How It Works: A Thinking Quest, Not a Test
Qriosity Quest runs as a 45-minute pen and paper based exercise in the classroom where students engage with carefully designed prompts that push them to imagine, question, empathize, and solve. They're not tested on factual knowledge or speed, but on the quality of thought reflected in their responses.
Each student receives a Qriosity Map - a personalized report that maps their thinking based on these, students also receive suggestions on subject inclinations, possible career paths, and skill nudges to strengthen their cognitive profile and bridge the deficits for an AI driven world.
More Than Reports: A Full Ecosystem of Change
Qriosity Quest doesn't stop at the student level. Every school receives a Teacher's Lens - a classroom-level report with trait-based strategies and learner profiles. Parents receive a Letter to Parents, guiding them on how to spark curiosity at home. The Leadership Compass provides school leaders with a big-picture dashboard of thinking patterns across grades which is completely aligned with NEP 2020 and 21st-century goals.
Rewarding the Question Asking
One of the most unique aspects of Qriosity Quest is its reward system. Instead of giving prizes for correct answers or top scores, the initiative awards Rs. 1000/month scholarships for one student per class purely on the basis of originality, emotional depth, and question quality.
"India has enough rewards for toppers," says Chaturvedi. "What we're missing is a system that sees the child who asks thought provoking questions because unless we question the norm no innovation will happen. Lack of question asking is directly linked to India lagging behind in patent filing and R & D globally. This scholarship is our way of saying - we see your mind, and it matters."
Backed by Research, Designed for India
The Qriosity framework is rooted in robust cognitive science drawing from the work of researchers like Berlyne, Loewenstein, and Kashdan and aligned with Bloom's Taxonomy and design thinking principles. Responses are scored using a blind rubric, and every response is double-checked to ensure inter-rater reliability, minimizing evaluator bias.
Pilot programs were conducted with support from Teach for India fellows and educators from institutions like TISS. Feedback from teachers, parents, and school heads has been overwhelmingly positive.
Voices from the Field
Dr.
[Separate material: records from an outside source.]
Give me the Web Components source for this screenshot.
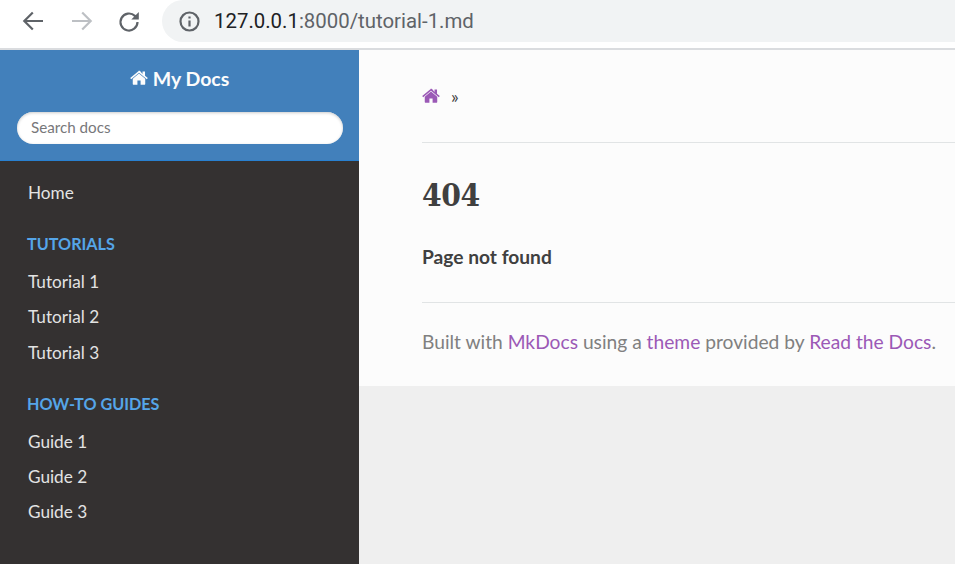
<!DOCTYPE html>
<html lang="en">
<head>
<meta charset="utf-8">
<title>404 - My Docs</title>
<style>
  html, body { margin: 0; height: 100%; overflow: hidden; }
  body { display: flex; flex-direction: column; height: 564px; background: #efefef; font-family: Lato, "Liberation Sans", sans-serif; }
  .page { display: flex; flex: 1; min-height: 0; }
</style>
</head>
<body>
<browser-bar url-host="127.0.0.1" url-path=":8000/tutorial-1.md"></browser-bar>
<div class="page">
  <docs-sidebar>
    <nav-link>Home</nav-link>
    <nav-caption>TUTORIALS</nav-caption>
    <nav-link>Tutorial 1</nav-link>
    <nav-link>Tutorial 2</nav-link>
    <nav-link>Tutorial 3</nav-link>
    <nav-caption>HOW-TO GUIDES</nav-caption>
    <nav-link>Guide 1</nav-link>
    <nav-link>Guide 2</nav-link>
    <nav-link>Guide 3</nav-link>
  </docs-sidebar>
  <docs-content></docs-content>
</div>
<script>
const HOME_ICON = `<svg viewBox="0 0 26 22" aria-hidden="true"><path fill="currentColor" d="M13 4.500 4 12v7.800c0 .5.4.9.8.9h5.900v-6.200h4.600v6.200h5.900c.4 0 .8-.4.8-.9V12z"/><path fill="currentColor" d="M13 .4 .3 11l1.400 1.700L13 3.300l11.300 9.400 1.400-1.700-4-3.300V1.600h-3.600v3.600L14.500.9c-.9-.7-2.100-.7-3 0z"/></svg>`;

class BrowserBar extends HTMLElement {
  connectedCallback() {
    const host = this.getAttribute('url-host');
    const path = this.getAttribute('url-path');
    this.attachShadow({ mode: 'open' }).innerHTML = `
      <style>
        :host { display: flex; align-items: center; height: 42px; padding-bottom: 6px; flex: none; background: #fff; border-bottom: 2px solid #dadcdf; }
        svg { display: block; flex: none; fill: none; stroke-width: 2.200; }
        .back { margin-left: 22px; width: 24px; height: 24px; stroke: #5f6368; }
        .fwd { margin-left: 24px; width: 24px; height: 24px; stroke: #bdc0c4; }
        .reload { margin-left: 23px; width: 24px; height: 24px; stroke: #5f6368; }
        .omni { display: flex; align-items: center; flex: 1; height: 42px; margin-left: 21px; padding-left: 17px; background: #f1f3f4; border-radius: 21px 0 0 21px; }
        .info { width: 21px; height: 21px; stroke: #5f6368; }
        .url { margin-left: 14px; font: 20.400px Roboto, "Open Sans", sans-serif; color: #5f6368; white-space: nowrap; }
        .url b { font-weight: 400; color: #202124; }
      </style>
      <svg class="back" viewBox="0 0 24 24"><path d="M21 12H2.500M10.800 3.500 2.300 12l8.500 8.500"/></svg>
      <svg class="fwd" viewBox="0 0 24 24"><path d="M2 12h18.500M12.200 3.500l8.500 8.500-8.500 8.500"/></svg>
      <svg class="reload" viewBox="0 0 24 24"><path d="M20.500 13a8.500 8.500 0 1 1-2.600-6.100L20 9"/><path d="M21.800 3v7.500h-7.500z" fill="#5f6368" stroke="none"/></svg>
      <div class="omni">
        <svg class="info" viewBox="0 0 21 21"><circle cx="10.500" cy="10.500" r="9"/><path d="M10.500 9.500v6M10.500 5.500v2"/></svg>
        <span class="url"><b>${host}</b>${path}</span>
      </div>`;
  }
}

class DocsSidebar extends HTMLElement {
  constructor() {
    super();
    this.attachShadow({ mode: 'open' }).innerHTML = `
      <style>
        :host { display: flex; flex-direction: column; width: 359px; flex: none; background: #343131; }
        header { display: flex; flex-direction: column; align-items: center; height: 111px; box-sizing: border-box; padding-top: 15px; background: #4280bb; border-bottom: 1px solid #2980d0; }
        .brand { display: flex; align-items: center; gap: 5px; height: 26px; font-size: 19.500px; font-weight: 700; color: #fcfcfc; }
        .brand svg { width: 18px; height: 16px; margin-top: -1px; }
        .search { box-sizing: border-box; width: 326px; height: 32px; margin-top: 21px; padding-left: 14.500px; line-height: 30px; font-size: 15.200px; color: #77777a; background: #fff; border-radius: 16px; box-shadow: inset 0 1px 3px #ccc; }
        nav { display: flex; flex-direction: column; padding-top: 14px; }
      </style>
      <header>
        <div class="brand">${HOME_ICON}<span>My Docs</span></div>
        <div class="search">Search docs</div>
      </header>
      <nav><slot></slot></nav>`;
  }
}

class NavLink extends HTMLElement {
  constructor() {
    super();
    this.attachShadow({ mode: 'open' }).innerHTML = `
      <style>
        :host { display: block; height: 35.400px; line-height: 35.400px; padding-left: 28px; font-size: 17.200px; color: #e3e3e3; }
      </style>
      <slot></slot>`;
  }
}

class NavCaption extends HTMLElement {
  constructor() {
    super();
    this.attachShadow({ mode: 'open' }).innerHTML = `
      <style>
        :host { display: block; height: 24px; line-height: 24px; margin: 21.500px 0 8px; padding-left: 27px; font-size: 16.200px; font-weight: 700; color: #55a5e8; }
      </style>
      <slot></slot>`;
  }
}

class DocsContent extends HTMLElement {
  constructor() {
    super();
    this.attachShadow({ mode: 'open' }).innerHTML = `
      <style>
        :host { display: block; flex: 1; min-width: 0; }
        .panel { height: 336px; box-sizing: border-box; padding-left: 63px; background: #fcfcfc; overflow: hidden; }
        .crumbs { display: flex; align-items: center; height: 92px; border-bottom: 1px solid #e1e4e5; font-size: 18px; color: #404040; }
        .crumbs svg { width: 18px; height: 16px; color: #9b59b6; margin: 0 11px 0 0; }
        h1 { margin: 31px 0 0; font: 700 31.500px/42px "DejaVu Serif Condensed", "DejaVu Serif", "Liberation Serif", serif; letter-spacing: -.5px; color: #404040; }
        .msg { margin: 27px 0 0; font-size: 19.200px; line-height: 28px; font-weight: 700; color: #404040; }
        hr { margin: 31px 0 0; border: 0; border-top: 1px solid #e1e4e5; }
        footer { margin-top: 25px; font-size: 19.220px; line-height: 28px; color: #808080; white-space: nowrap; }
        a { color: #9b59b6; text-decoration: none; }
      </style>
      <div class="panel">
        <div class="crumbs">${HOME_ICON}<span>»</span></div>
        <h1>404</h1>
        <p class="msg">Page not found</p>
        <hr>
        <footer>Built with <a href="#">MkDocs</a> using a <a href="#">theme</a> provided by <a href="#">Read the Docs</a>.</footer>
      </div>`;
  }
}

customElements.define('browser-bar', BrowserBar);
customElements.define('docs-sidebar', DocsSidebar);
customElements.define('nav-link', NavLink);
customElements.define('nav-caption', NavCaption);
customElements.define('docs-content', DocsContent);
</script>
</body>
</html>
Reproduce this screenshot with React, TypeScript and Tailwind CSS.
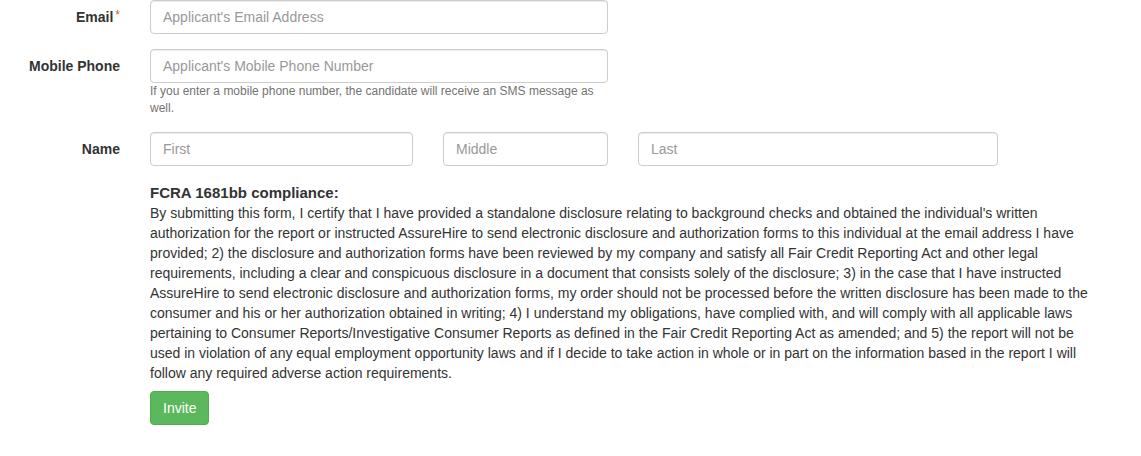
import { type ReactNode } from 'react';

const font = { fontFamily: '"Liberation Sans", Arial, Helvetica, sans-serif' };

function Field({ label, required, children }: { label: string; required?: boolean; children: ReactNode }) {
  return (
    <div className="flex items-start">
      <label className="w-[120px] shrink-0 pt-[7px] text-right text-[14px] leading-[20px] font-bold text-[#333]">
        {label}
        {required && <span className="ml-[2px] align-top text-[12px] leading-[16px] font-normal text-[#d9534f]">*</span>}
      </label>
      <div className="ml-[30px]">{children}</div>
    </div>
  );
}

function TextInput({ placeholder, width }: { placeholder: string; width: string }) {
  return (
    <input
      type="text"
      placeholder={placeholder}
      className={`${width} h-[34px] rounded-[4px] border border-[#ccc] bg-white px-[12px] text-[14px] text-[#555] shadow-[inset_0_1px_1px_rgba(0,0,0,0.075)] outline-none placeholder:text-[#999]`}
    />
  );
}

export default function App() {
  return (
    <div className="min-h-screen bg-white text-[#333]" style={font}>
      <div className="flex flex-col">
        <Field label="Email" required>
          <TextInput placeholder="Applicant's Email Address" width="w-[458px]" />
        </Field>

        <div className="mt-[15px]">
          <Field label="Mobile Phone">
            <TextInput placeholder="Applicant's Mobile Phone Number" width="w-[458px]" />
            <p className="w-[458px] text-[12px] leading-[17px] text-[#737373]">
              If you enter a mobile phone number, the candidate will receive an SMS message as well.
            </p>
          </Field>
        </div>

        <div className="mt-[15px]">
          <Field label="Name">
            <div className="flex gap-[30px]">
              <TextInput placeholder="First" width="w-[263px]" />
              <TextInput placeholder="Middle" width="w-[165px]" />
              <TextInput placeholder="Last" width="w-[360px]" />
            </div>
          </Field>
        </div>

        <div className="mt-[17px] ml-[150px] w-[945px]">
          <h4 className="text-[15px] leading-[20px] font-bold">FCRA 1681bb compliance:</h4>
          <p className="text-[14px] leading-[20px]">
            By submitting this form, I certify that I have provided a standalone disclosure relating to background checks and
            obtained the individual's written authorization for the report or instructed AssureHire to send electronic
            disclosure and authorization forms to this individual at the email address I have provided; 2) the disclosure and
            authorization forms have been reviewed by my company and satisfy all Fair Credit Reporting Act and other legal
            requirements, including a clear and conspicuous disclosure in a document that consists solely of the disclosure; 3)
            in the case that I have instructed AssureHire to send electronic disclosure and authorization forms, my order should
            not be processed before the written disclosure has been made to the consumer and his or her authorization obtained
            in writing; 4) I understand my obligations, have complied with, and will comply with all applicable laws pertaining
            to Consumer Reports/Investigative Consumer Reports as defined in the Fair Credit Reporting Act as amended; and 5)
            the report will not be used in violation of any equal employment opportunity laws and if I decide to take action in
            whole or in part on the information based in the report I will follow any required adverse action requirements.
          </p>
          <button
            type="button"
            className="mt-[8px] h-[34px] rounded-[4px] border border-[#4cae4c] bg-[#5cb85c] px-[12px] text-[14px] leading-[20px] text-white"
          >
            Invite
          </button>
        </div>
      </div>
    </div>
  );
}
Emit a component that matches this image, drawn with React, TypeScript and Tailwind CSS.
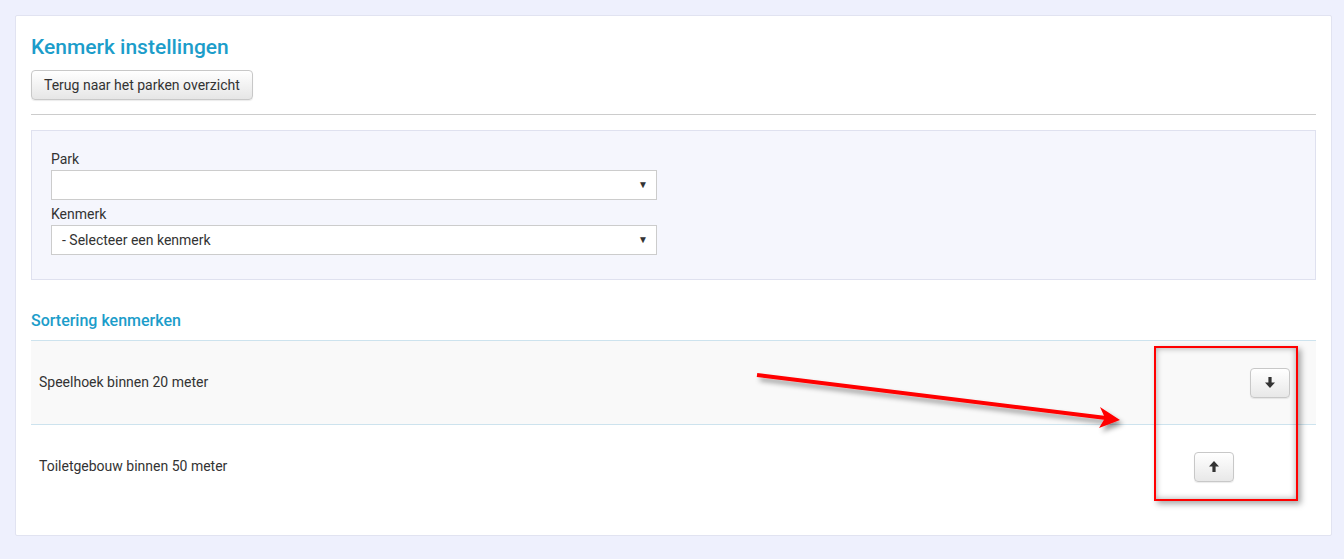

Diwakar Rai, Principal of a pilot school in Varanasi, shares:
"Qriosity Quest helped us see students in an entirely new way. Those who rarely speak in class came alive in their questions. This is the kind of tool schools need, not more ranking systems but reflection systems."
A student from Pune wrote:
"I didn't even know my mind worked like this. It felt like someone was listening to my inner thoughts, not just checking my answers. I also got to know which subjects and careers align with how I think along with the colleges I can pursue them in, no one had ever shown me that before."
A Movement for a Curious India
Edjuvenate's long-term vision is to build a culture of question-asking in India not just in classrooms, but across homes, communities, and institutions. "We've built an army of test-takers," says Chaturvedi. "Now, we need to build the world's best thinkers." Qriosity Quest is just the first step in that direction.